“Tra Parigi e Bruxelles volano gli insulti”, constata Libération ritornando sulla polemica scoppiata tra la Francia e la Commissione europea dopo l’avvio dei negoziati per un accordo di libero scambio con gli Stati Uniti.
Il 23 giugno il ministro francese dell'industria Arnaud Montebourg ha accusato il presidente della Commissione di essere “il carburante del Front national”. José Manuel Barroso ha risposto per le rime sottolineando che “certi politici francesi [farebbero meglio] ad abbandonare l’ambiguità nei confronti dell’Europa e a difenderla dal nazionalismo, dal populismo e dallo sciovinismo”.
Il quotidiano di sinistra spiega questo scambio di accuse con le ambizioni personali di Barroso:
Promuovendo questo trattato che rischia di scatenare un’ondata di euroscetticismo, il presidente dimostra che il suo programma non è europeo, ma atlantico.
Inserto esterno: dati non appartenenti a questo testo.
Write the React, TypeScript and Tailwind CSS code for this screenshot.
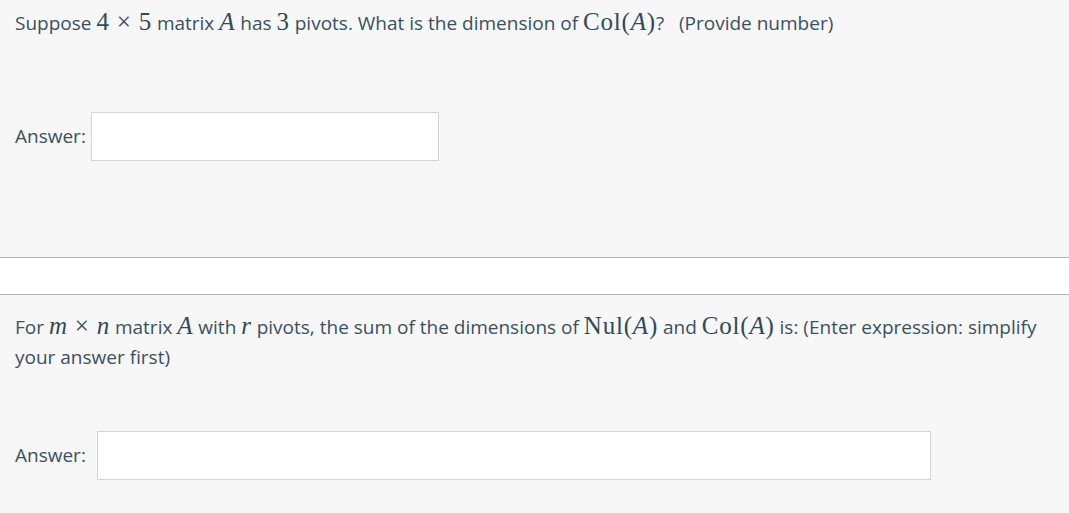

Secondo le nostre fonti Barroso si prepara a fare campagna per ottenere l’incarico di segretario delle Nazioni Unite o della Nato, e per questo ha bisogno del consenso degli americani. Gli attacchi alla Francia vanno letti in questa prospettiva.
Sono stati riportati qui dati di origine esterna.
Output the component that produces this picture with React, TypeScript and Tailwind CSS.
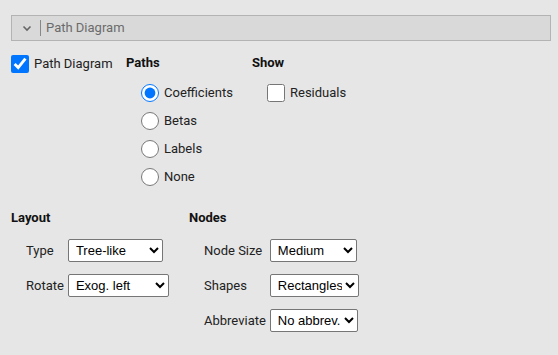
import { useState } from 'react'

const labelFont = "font-['Roboto','Liberation_Sans',sans-serif]"
const selectCls =
  "h-[23px] border border-[#767676] bg-white rounded-[2px] text-[13px] text-black font-['Liberation_Sans',Arial,sans-serif] pl-[3px] outline-none"

function Radio({ label, checked, onChange }: { label: string; checked: boolean; onChange: () => void }) {
  return (
    <label className="flex items-center h-[28px] gap-[5px]">
      <input
        type="radio"
        checked={checked}
        onChange={onChange}
        className="w-[18px] h-[18px] m-0 accent-[#0075ff]"
      />
      <span className="text-[13px] text-[#222]">{label}</span>
    </label>
  )
}

export default function App() {
  const [enabled, setEnabled] = useState(true)
  const [paths, setPaths] = useState('Coefficients')
  const [residuals, setResiduals] = useState(false)

  return (
    <div className={`w-[558px] h-[355px] bg-[#e6e6e6] pt-[15px] px-[11px] ${labelFont}`}>
      <div className="h-[26px] w-[540px] border border-[#b3b3b3] bg-[#d9d9d9] flex items-center">
        <svg width="10" height="10" viewBox="0 0 10 10" className="ml-[10px]">
          <path d="M1.5 3.5 L5 7 L8.5 3.5" fill="none" stroke="#666" strokeWidth="1.6" />
        </svg>
        <div className="w-px h-[16px] bg-[#888] ml-[8px]" />
        <span className="ml-[5px] text-[13px] text-[#6b6b6b]">Path Diagram</span>
      </div>

      <div className="flex mt-[14px]">
        <label className="flex items-start gap-[5px] w-[115px]">
          <input
            type="checkbox"
            checked={enabled}
            onChange={() => setEnabled(!enabled)}
            className="w-[18px] h-[18px] m-0 accent-[#0075ff]"
          />
          <span className="text-[13px] text-[#222] leading-[18px]">Path Diagram</span>
        </label>

        <div className="w-[126px]">
          <div className="text-[13px] font-bold text-[#111] leading-[15px]">Paths</div>
          <div className="ml-[15px] mt-[9px] flex flex-col">
            {['Coefficients', 'Betas', 'Labels', 'None'].map((p) => (
              <Radio key={p} label={p} checked={paths === p} onChange={() => setPaths(p)} />
            ))}
          </div>
        </div>

        <div>
          <div className="text-[13px] font-bold text-[#111] leading-[15px]">Show</div>
          <label className="ml-[15px] mt-[9px] flex items-center h-[28px] gap-[5px]">
            <input
              type="checkbox"
              checked={residuals}
              onChange={() => setResiduals(!residuals)}
              className="w-[18px] h-[18px] m-0 accent-[#0075ff]"
            />
            <span className="text-[13px] text-[#222]">Residuals</span>
          </label>
        </div>
      </div>

      <div className="flex mt-[19px]">
        <div className="w-[178px]">
          <div className="text-[13px] font-bold text-[#111] leading-[15px]">Layout</div>
          <div className="ml-[15px] mt-[14px] grid grid-cols-[auto_auto] gap-x-[4px] gap-y-[12px] items-center justify-start">
            <span className="text-[13px] text-[#222]">Type</span>
            <select className={`${selectCls} w-[95px]`} defaultValue="Tree-like">
              <option>Tree-like</option>
              <option>Circle</option>
              <option>Spring</option>
            </select>
            <span className="text-[13px] text-[#222]">Rotate</span>
            <select className={`${selectCls} w-[101px]`} defaultValue="Exog. left">
              <option>Exog. left</option>
              <option>Exog. top</option>
              <option>Exog. right</option>
              <option>Exog. bottom</option>
            </select>
          </div>
        </div>

        <div>
          <div className="text-[13px] font-bold text-[#111] leading-[15px]">Nodes</div>
          <div className="ml-[15px] mt-[14px] grid grid-cols-[auto_auto] gap-x-[4px] gap-y-[12px] items-center justify-start">
            <span className="text-[13px] text-[#222]">Node Size</span>
            <select className={`${selectCls} w-[87px]`} defaultValue="Medium">
              <option>Small</option>
              <option>Medium</option>
              <option>Large</option>
            </select>
            <span className="text-[13px] text-[#222]">Shapes</span>
            <select className={`${selectCls} w-[89px]`} defaultValue="Rectangles">
              <option>Rectangles</option>
              <option>Circles</option>
            </select>
            <span className="text-[13px] text-[#222]">Abbreviate</span>
            <select className={`${selectCls} w-[88px]`} defaultValue="No abbrev.">
              <option>No abbrev.</option>
              <option>Abbrev.</option>
            </select>
          </div>
        </div>
      </div>
    </div>
  )
}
Le Figaro sottolinea invece che il presidente della Commissione è “ormai un bersaglio designato, e paga per il disincanto dei francesi nei confronti dell’Europa e per l’incapacità del governo di fare qualcosa per arrestare la crisi”.
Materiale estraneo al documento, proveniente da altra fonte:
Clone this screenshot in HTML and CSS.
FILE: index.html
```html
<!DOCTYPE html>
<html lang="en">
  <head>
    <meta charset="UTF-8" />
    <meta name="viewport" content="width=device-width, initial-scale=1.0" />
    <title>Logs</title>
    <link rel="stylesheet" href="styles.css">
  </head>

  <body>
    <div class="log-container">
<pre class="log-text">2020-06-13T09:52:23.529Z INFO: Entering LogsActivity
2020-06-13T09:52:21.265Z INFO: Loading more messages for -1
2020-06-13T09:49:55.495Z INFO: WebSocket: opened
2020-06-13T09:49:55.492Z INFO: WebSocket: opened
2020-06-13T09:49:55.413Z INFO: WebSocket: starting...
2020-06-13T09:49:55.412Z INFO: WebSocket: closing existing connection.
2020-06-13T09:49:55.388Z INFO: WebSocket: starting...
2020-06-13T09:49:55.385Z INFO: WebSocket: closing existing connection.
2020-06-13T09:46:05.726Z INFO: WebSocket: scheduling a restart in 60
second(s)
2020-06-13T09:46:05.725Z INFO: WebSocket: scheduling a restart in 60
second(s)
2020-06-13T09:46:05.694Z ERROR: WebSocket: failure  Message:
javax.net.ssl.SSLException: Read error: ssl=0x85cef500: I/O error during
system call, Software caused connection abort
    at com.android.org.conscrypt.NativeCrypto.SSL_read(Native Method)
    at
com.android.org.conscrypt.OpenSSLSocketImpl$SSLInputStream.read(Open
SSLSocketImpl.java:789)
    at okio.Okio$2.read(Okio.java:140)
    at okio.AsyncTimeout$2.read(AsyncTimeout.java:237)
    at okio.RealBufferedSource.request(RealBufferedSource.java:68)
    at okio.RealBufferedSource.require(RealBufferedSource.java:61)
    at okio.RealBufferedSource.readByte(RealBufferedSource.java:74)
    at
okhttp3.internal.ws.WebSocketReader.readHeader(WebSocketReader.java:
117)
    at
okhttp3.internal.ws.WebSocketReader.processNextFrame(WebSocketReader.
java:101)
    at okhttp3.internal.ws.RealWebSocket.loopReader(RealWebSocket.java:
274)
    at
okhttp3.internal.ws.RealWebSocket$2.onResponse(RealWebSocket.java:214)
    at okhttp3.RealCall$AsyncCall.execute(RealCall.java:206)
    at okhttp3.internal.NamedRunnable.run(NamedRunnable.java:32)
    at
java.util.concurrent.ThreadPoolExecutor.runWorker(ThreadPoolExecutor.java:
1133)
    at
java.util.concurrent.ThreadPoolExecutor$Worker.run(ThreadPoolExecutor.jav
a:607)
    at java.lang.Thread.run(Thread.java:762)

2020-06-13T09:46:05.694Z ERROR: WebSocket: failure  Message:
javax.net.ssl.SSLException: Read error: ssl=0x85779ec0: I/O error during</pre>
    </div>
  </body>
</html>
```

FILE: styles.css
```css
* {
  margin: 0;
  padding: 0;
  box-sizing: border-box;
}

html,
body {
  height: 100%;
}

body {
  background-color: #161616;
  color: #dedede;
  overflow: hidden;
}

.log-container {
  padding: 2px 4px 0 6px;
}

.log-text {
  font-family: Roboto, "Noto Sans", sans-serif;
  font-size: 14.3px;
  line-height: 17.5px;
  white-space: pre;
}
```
L’episodio dell’eccezione culturale e le sue ricadute hanno dimostrato fino a che punto la classe politica francese (di destra e di sinistra) sia poco incline a sostenere quel liberalismo economico che resta il credo principale dei paesi vicini, Germania inclusa. Questa è la prima ragione del disamore per l’Europa. Le seconda, più politica, potrebbe emergere in occasione del vertice europeo di giovedì, ed è la reticenza dell’Eliseo a sottoporre la Francia alle riforme e agli obiettivi budgetari di una governance europea, la stessa a cui Francçois Hollande fa riferimento regolarmente con le sue promesse.
Inoltre il quotidiano conservatore intravede nella risposta di Barroso una reazione al riavvicinamento tra l’Eliseo e la cancelleria tedesca.
Il tandem si è consolidato dopo l’incontro di maggio e l’ultimo “contributo franco-tedesco” (per quanto fosse puramente formale). Per le dinamiche europee le conseguenze sono evidenti: la Commissione regna quando Francia e Germania sono divise, ma si ritrova a fare da capro espiatorio quando i due paesi fondatori trovano un’intesa.